Il arrive que l’on soit confronté à des situations qui bousculent notre compréhension du monde et de la justice. L’histoire de cette femme en est un exemple frappant : connue depuis des années dans son quartier pour ses actions de ’hessed – organiser des collectes, cuisiner pour les nécessiteux, aider sans compter – elle se retrouve aujourd’hui veuve, élevant seule deux enfants ayant des besoins particuliers, et dépend elle‑même de l’aide d’autrui.

Ses amis et voisins la voient lutter au quotidien. Un jour, on l’a même entendue prier à voix haute : « Pourquoi Hachem ne me récompense‑t‑Il pas pour tout le bien que j’ai fait ? » Sa question est lourde : comment comprendre qu’une vie donnée aux autres puisse être marquée par la souffrance ?

Une interrogation ancienne et universelle

Cette question traverse toute l’histoire biblique et rabbinique. Avraham a demandé : « Le Juge de toute la terre ne rendra‑t‑Il pas justice ? » (Beréchit 18,25). Moché et Aharon se sont étonnés : « Un seul homme a péché, et Tu T’irriterais contre toute l’assemblée ? » (Bamidbar 16,22). Le prophète Jérémie a exprimé : « Pourquoi la voie des méchants prospère‑t‑elle ? » (Jérémie 12,1).
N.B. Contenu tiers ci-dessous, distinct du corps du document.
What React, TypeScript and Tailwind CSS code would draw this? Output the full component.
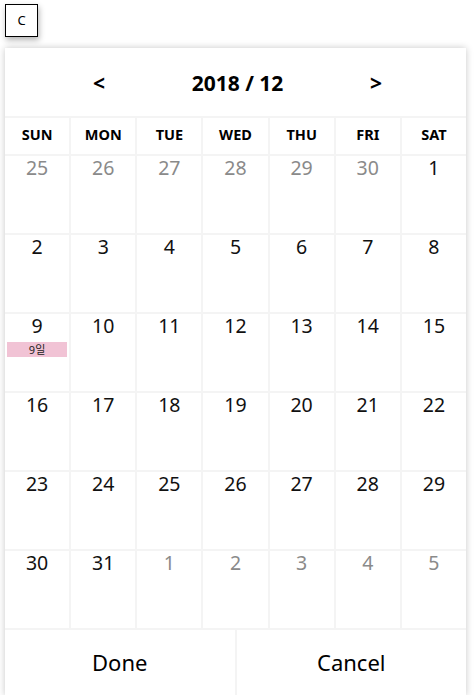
import React from "react";

const weekdays = ["SUN", "MON", "TUE", "WED", "THU", "FRI", "SAT"];

type Day = { n: number; cur: boolean; badge?: string };

function buildDays(): Day[] {
  const days: Day[] = [];
  for (let d = 25; d <= 30; d++) days.push({ n: d, cur: false });
  for (let d = 1; d <= 31; d++) days.push({ n: d, cur: true, badge: d === 9 ? "9일" : undefined });
  for (let d = 1; d <= 5; d++) days.push({ n: d, cur: false });
  return days;
}

export default function App() {
  const days = buildDays();
  return (
    <div
      className="w-[474px] h-[695px] overflow-hidden bg-white pt-[4px] pl-[5px]"
      style={{ fontFamily: '"Noto Sans", "Noto Sans CJK KR", sans-serif' }}
    >
      <button className="w-[33px] h-[33px] border border-black bg-white text-[13px] text-black flex items-center justify-center shadow-[1px_3px_6px_rgba(0,0,0,0.3)]">
        C
      </button>
      <div className="mt-[11px] w-[461px] bg-white shadow-[0_0_7px_rgba(0,0,0,0.22)]">
        <div className="h-[68px] flex items-center justify-between pl-[88px] pr-[84px] pt-[2px]">
          <span className="text-[21px] font-bold text-black leading-none">&lt;</span>
          <span className="text-[21px] font-bold text-black leading-none">2018 / 12</span>
          <span className="text-[21px] font-bold text-black leading-none">&gt;</span>
        </div>
        <div className="grid grid-cols-7 gap-[2px] bg-[#f4f4f4] border-t-2 border-b-2 border-[#f4f4f4]">
          {weekdays.map((w) => (
            <div key={w} className="bg-white h-[36px] flex items-center justify-center pb-[3px] text-[14.5px] font-bold text-black">
              {w}
            </div>
          ))}
          {days.map((d, i) => (
            <div key={i} className="bg-white h-[77px] flex flex-col items-center pt-[1px]">
              <span className={`text-[19.5px] leading-[22px] ${d.cur ? "text-[#111]" : "text-[#8a8a8a]"}`}>{d.n}</span>
              {d.badge && (
                <div className="mt-[5px] w-[60px] h-[15px] bg-[#f1c3d5] flex items-center justify-center text-[11px] leading-none text-[#222]">
                  {d.badge}
                </div>
              )}
            </div>
          ))}
        </div>
        <div className="flex h-[66px]">
          <div className="flex-1 flex items-center justify-center text-[22px] text-black border-r-2 border-[#f4f4f4] pb-[2px]">
            Done
          </div>
          <div className="flex-1 flex items-center justify-center text-[22px] text-black pb-[2px]">Cancel</div>
        </div>
      </div>
    </div>
  );
}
Les Sages ont résumé cette interrogation par : « Tsadik véra lo, racha vétov lo » – un juste qui souffre, un méchant qui réussit. La Guemara (Berakhot 7a) rapporte que Moché demanda à Hachem d’expliquer ce phénomène. La réponse initiale distingue entre « juste complet » et « juste imparfait », mais Rabbi Meïr rappelle que la logique divine dépasse nos critères humains : « Je fais grâce à qui Je fais grâce, même s’il ne le mérite pas ».

Ne pas rester prisonnier du « pourquoi »

Le Rav Joseph B. Soloveitchik, réfléchissant à cette question, reconnaissait que dire simplement « Seul Hachem sait » n’apporte pas toujours de réconfort à celui qui souffre. Il proposait de déplacer le regard : au lieu de chercher la cause du malheur, demander « Que dois‑je faire maintenant ? Comment réagir pour ne pas sombrer ? »

Dans cette perspective, la souffrance devient, sans la justifier, une opportunité de croissance : purifier ses intentions, renforcer sa foi, développer encore plus de compassion envers autrui.

La récompense du bien n’est pas toujours visible

Il est essentiel de se rappeler que la valeur d’une vie de ’hessed ne se mesure pas uniquement aux résultats visibles ou à une récompense matérielle. Faire le bien est déjà, en soi, source de satisfaction, de dignité et de sens. Comme le disent nos Sages : « Hachem ne prive aucune créature de sa récompense » (Baba Kama 38b) – parfois cette récompense est spirituelle, parfois différée, parfois invisible à nos yeux.

Voir ce que nous pouvons faire

Les approches modernes de mindfulness et de pensée positive rejoignent cette idée : concentrons‑nous sur ce qui est à notre portée, plutôt que sur ce qui nous échappe. Cette femme, malgré la douleur, continue à illuminer la vie d’autrui. Sa force est dans cette continuité : se savoir fidèle à une voie droite et éthique, rester reliée à Hachem, et ne pas perdre de vue qu’elle compte pour les autres.

En fin de compte, la question du « pourquoi » restera peut‑être sans réponse. Mais celle du « comment » – comment continuer à aimer, à donner, à vivre malgré tout – dépend de nous. Et c’est dans cette réponse‑là que réside la véritable grandeur.